The multi-million naira forensic facility of the Nigeria Police Force, located at Alagbon Close, Ikoyi, Lagos, is in a state of disrepair, The Point investigation has revealed.
Our correspondent observed that the forensic facility, which is a department under the supervision of the Force Criminal Investigation Department, had been virtually abandoned.
The only noticeable activity in the facility has to do with the issuance of certificate of character and international driver’s licence. Skeletal services are also being offered at the fingerprint section.
The forensic laboratory was created about 20 years ago under the late former Inspector-General of Police, Mr. Sunday Adewusi, to assist the force in carrying out investigations in line with global standards.
Our correspondent gathered that the fortune of the facility nosedived shortly after it was officially launched and it trained few hands to manage its equipment.
The personnel attached to the facility were then said to have influenced their postings out of the laboratory now viewed as a dumping ground for inactive police officers.
Apart from the fact that most of the facilities were never upgraded beyond the level they were at inception, no modern equipment appeared to have been added in the past 20 years.
Sources told our correspondent that, during the tenure of Mr. Hafiz Ringim, as the IGP, efforts were made to resuscitate the comatose department.
Ringim was said to have carefully selected some cadet police officers for training by core professionals in forensic examinations at the Police College, Ikeja, Lagos.

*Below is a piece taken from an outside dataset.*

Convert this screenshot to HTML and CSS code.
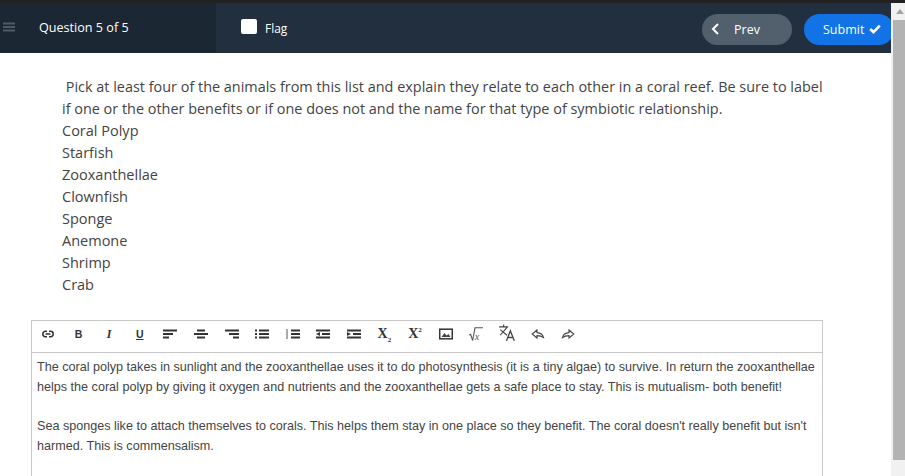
FILE: index.html
```html
<!DOCTYPE html>
<html lang="en">
<head>
<meta charset="utf-8">
<title>Question 5 of 5</title>
<link rel="stylesheet" href="styles.css">
</head>
<body>
<div class="topstrip"></div>
<div class="window">
  <div class="page">
    <header class="header">
      <div class="header-left">
        <svg class="menu" width="12" height="10" viewBox="0 0 12 10"><path d="M0 1.5h12M0 5h12M0 8.5h12" stroke="#4d5b68" stroke-width="2"/></svg>
        <span class="qcount">Question 5 of 5</span>
      </div>
      <div class="header-right">
        <label class="flag"><span class="checkbox"></span><span>Flag</span></label>
        <div class="nav">
          <button class="btn btn-prev"><svg width="9" height="12" viewBox="0 0 9 12"><path d="M7 1 2 6l5 5" fill="none" stroke="#fff" stroke-width="2"/></svg><span>Prev</span></button>
          <button class="btn btn-submit"><span>Submit</span><svg width="12" height="10" viewBox="0 0 12 10"><path d="M1.2 5 4.5 8.2 10.8 1.6" fill="none" stroke="#fff" stroke-width="2.6"/></svg></button>
        </div>
      </div>
    </header>
    <main class="content">
      <div class="question">
        <p class="prompt">&nbsp;Pick at least four of the animals from this list and explain they relate to each other in a coral reef. Be sure to label if one or the other benefits or if one does not and the name for that type of symbiotic relationship.</p>
        <ul class="animals">
          <li>Coral Polyp</li>
          <li>Starfish</li>
          <li>Zooxanthellae</li>
          <li>Clownfish</li>
          <li>Sponge</li>
          <li>Anemone</li>
          <li>Shrimp</li>
          <li>Crab</li>
        </ul>
      </div>
      <section class="editor">
        <div class="toolbar">
          <svg class="ti" viewBox="0 0 14 14"><path d="M6 4.3H4.5a2.7 2.7 0 0 0 0 5.4H6M8 4.3h1.500a2.700 2.700 0 0 1 0 5.400H8M4.500 7h5" fill="none" stroke="#333" stroke-width="1.500"/></svg>
          <span class="ti tb b">B</span>
          <span class="ti tb i">I</span>
          <span class="ti tb u">U</span>
          <svg class="ti" viewBox="0 0 14 14"><path d="M0 3.5h14M0 7h10M0 10.5h6" stroke="#333" stroke-width="2"/></svg>
          <svg class="ti" viewBox="0 0 14 14"><path d="M3 3.5h8M0 7h14M3 10.5h8" stroke="#333" stroke-width="2"/></svg>
          <svg class="ti" viewBox="0 0 14 14"><path d="M0 3.5h14M4 7h10M8 10.5h6" stroke="#333" stroke-width="2"/></svg>
          <svg class="ti" viewBox="0 0 14 14"><path d="M4 3.5h10M4 7h10M4 10.5h10M0 3.5h2M0 7h2M0 10.5h2" stroke="#333" stroke-width="2"/></svg>
          <svg class="ti" viewBox="0 0 14 14"><path d="M5 3.5h9M5 7h9M5 10.5h9" stroke="#333" stroke-width="2"/><path d="M0 3h2M0 5h2M0 7h2M0 9h2M0 11h2" stroke="#555" stroke-width="1"/></svg>
          <svg class="ti" viewBox="0 0 14 14"><path d="M0 3.5h14M6 7h8M0 10.5h14" stroke="#333" stroke-width="2"/><path d="M4 5v4L0 7z" fill="#333"/></svg>
          <svg class="ti" viewBox="0 0 14 14"><path d="M0 3.5h14M6 7h8M0 10.5h14" stroke="#333" stroke-width="2"/><path d="M0 5v4l4-2z" fill="#333"/></svg>
          <span class="ti script">X<sub>2</sub></span>
          <span class="ti script">X<sup>2</sup></span>
          <svg class="ti" viewBox="0 0 14 14"><rect x=".7" y="2.2" width="12.6" height="9.6" fill="none" stroke="#333" stroke-width="1.5"/><path d="M2.5 10 5.500 6l2 2.500L9.500 7l2 3z" fill="#444"/></svg>
          <svg class="ti" viewBox="0 0 14 14"><path d="M0 8 1.600 7.200 3.600 13.500 6 .8H14" fill="none" stroke="#555" stroke-width="1.100"/><text x="5.800" y="12.500" class="mathx">x</text></svg>
          <svg class="ti wide" viewBox="0 0 16 16"><path d="M1 2.500h8M5 .5v2M8 3 2 10M2 5l6 5" fill="none" stroke="#444" stroke-width="1"/><path d="M7.500 15 11 6l3.500 9M9 12h4.500" fill="none" stroke="#444" stroke-width="1.200"/></svg>
          <svg class="ti" viewBox="0 0 14 14"><path d="M6 3 1.200 7 6 11V8.600c2.500 0 4.500.4 6.500 2-.6-3-3-4.800-6.500-5z" fill="none" stroke="#444" stroke-width="1.100"/></svg>
          <svg class="ti" viewBox="0 0 14 14"><path d="M8 3l4.800 4L8 11V8.600c-2.500 0-4.500.4-6.500 2 .6-3 3-4.800 6.500-5z" fill="none" stroke="#444" stroke-width="1.100"/></svg>
        </div>
        <div class="body">
          <p>The coral polyp takes in sunlight and the zooxanthellae uses it to do photosynthesis (it is a tiny algae) to survive. In return the zooxanthellae helps the coral polyp by giving it oxygen and nutrients and the zooxanthellae gets a safe place to stay. This is mutualism- both benefit!</p>
          <p>Sea sponges like to attach themselves to corals. This helps them stay in one place so they benefit. The coral doesn't really benefit but isn't harmed. This is commensalism.</p>
        </div>
      </section>
    </main>
  </div>
  <div class="scrollbar">
    <div class="arrow"></div>
    <div class="thumb"></div>
  </div>
</div>
</body>
</html>
```
FILE: styles.css
```css
* { box-sizing: border-box; }
html, body { margin: 0; height: 100%; overflow: hidden; background: #fff; }
body { display: flex; flex-direction: column; font-family: "Open Sans", sans-serif; }
.topstrip { height: 3px; background: #222; flex: none; }
.window { flex: 1; display: flex; min-height: 0; }
.page { width: 891px; flex: none; overflow: hidden; }

.header { height: 50px; display: flex; background: #212f3e; color: #fff; }
.header-left { width: 216px; flex: none; display: flex; align-items: center; padding: 0 0 2px 3px; background: #1b2733; }
.menu { flex: none; }
.qcount { margin-left: 24px; font-size: 12.6px; }
.header-right { flex: 1; display: flex; align-items: center; justify-content: space-between; padding-left: 25px; }
.flag { display: flex; align-items: center; gap: 8px; font-size: 11.9px; }
.checkbox { width: 16px; height: 15px; background: #fff; border-radius: 2px; margin-bottom: 3px; }
.nav { display: flex; gap: 12px; margin: 2px -3px 0 0; }
.btn { height: 31px; width: 90px; border: 0; border-radius: 16px; color: #fff; font: 12.5px "Open Sans", sans-serif; display: flex; align-items: center; padding: 0; }
.btn-prev { background: #52606d; padding-left: 9px; gap: 14px; }
.btn-submit { background: #1273e6; padding-left: 19px; gap: 5px; }

.content { padding-top: 23px; }
.question { margin-left: 62px; width: 765px; color: #444; font-size: 14.43px; line-height: 22px; }
.prompt { margin: 0; }
.animals { list-style: none; margin: 0; padding: 0; font-size: 14.5px; }

.editor { margin: 24px 0 0 31px; width: 792px; border: 1px solid #c8c8c8; border-bottom: 0; height: 161px; overflow: hidden; }
.toolbar { height: 32px; border-bottom: 1px solid #c8c8c8; display: flex; align-items: center; padding: 0 0 5px 9px; gap: 16.6px; color: #333; }
.ti { width: 14px; height: 14px; flex: none; display: block; }
.wide { width: 18px; height: 18px; margin: -3px -2px 0 -2px; }
.tb { font: bold 10.5px/14px "Liberation Sans", sans-serif; text-align: center; }
.tb.i { font-style: italic; font-family: "Liberation Serif", serif; font-size: 12px; }
.tb.u { text-decoration: underline; }
.script { font: bold 14px/14px "Liberation Serif", serif; white-space: nowrap; text-align: left; }
.script sub, .script sup { font-size: 7px; line-height: 0; }
.mathx { font: italic 10px "Liberation Serif", serif; fill: #555; }
.body { padding: 4px 5px 0; font: 12.6px/20px "Liberation Sans", sans-serif; color: #444; }
.body p { margin: 0 0 19px; }

.scrollbar { width: 14px; flex: none; background: #f1f1f1; position: relative; padding-left: 2px; }
.arrow { height: 17px; background: #f1f1f1; position: relative; }
.arrow::after { content: ""; position: absolute; left: 3px; top: 6px; border: 4px solid transparent; border-top: 0; border-bottom: 5px solid #a3a3a3; }
.thumb { height: 440px; background: #b3b3b3; }
```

A source, who asked not to be named, said, “Over 100 cadet assistant superintendents were trained in forensics and their area of coverage include hand writing analysis, human psychology, finger-print, ethical hacking and law, among several other subjects.”
The course, according to findings, took the participants about three months to complete.
“At the end of the day, the trained experts were posted out to local police stations as ordinary officers without realising the import of their training. Today, those professionals have been scattered all over the country as general duty policemen,” the source said.
Some of the personnel at the police facility, who spoke with our correspondent, pleading anonymity, said that most of the equipment at their disposal “have for long broken down, while others are simply outdated.”
An officer lamented that everything at the facility had remained unattended to because of neglect.
“We are supposed to be more than this here. The fact remains that nobody wants to work in an environment that is not attractive; I mean an environment that is neither challenging nor tasking,” he said.
Former spokesperson of the police force, ACP Olabisi Kolawole, who responded to our correspondent’s enquiries on phone, shortly before leaving office, said that all cases of abandoned projects were being looked into by the police management team.
The new force PRO, Mr. Don Awunah, however, did not respond to text messages sent to him.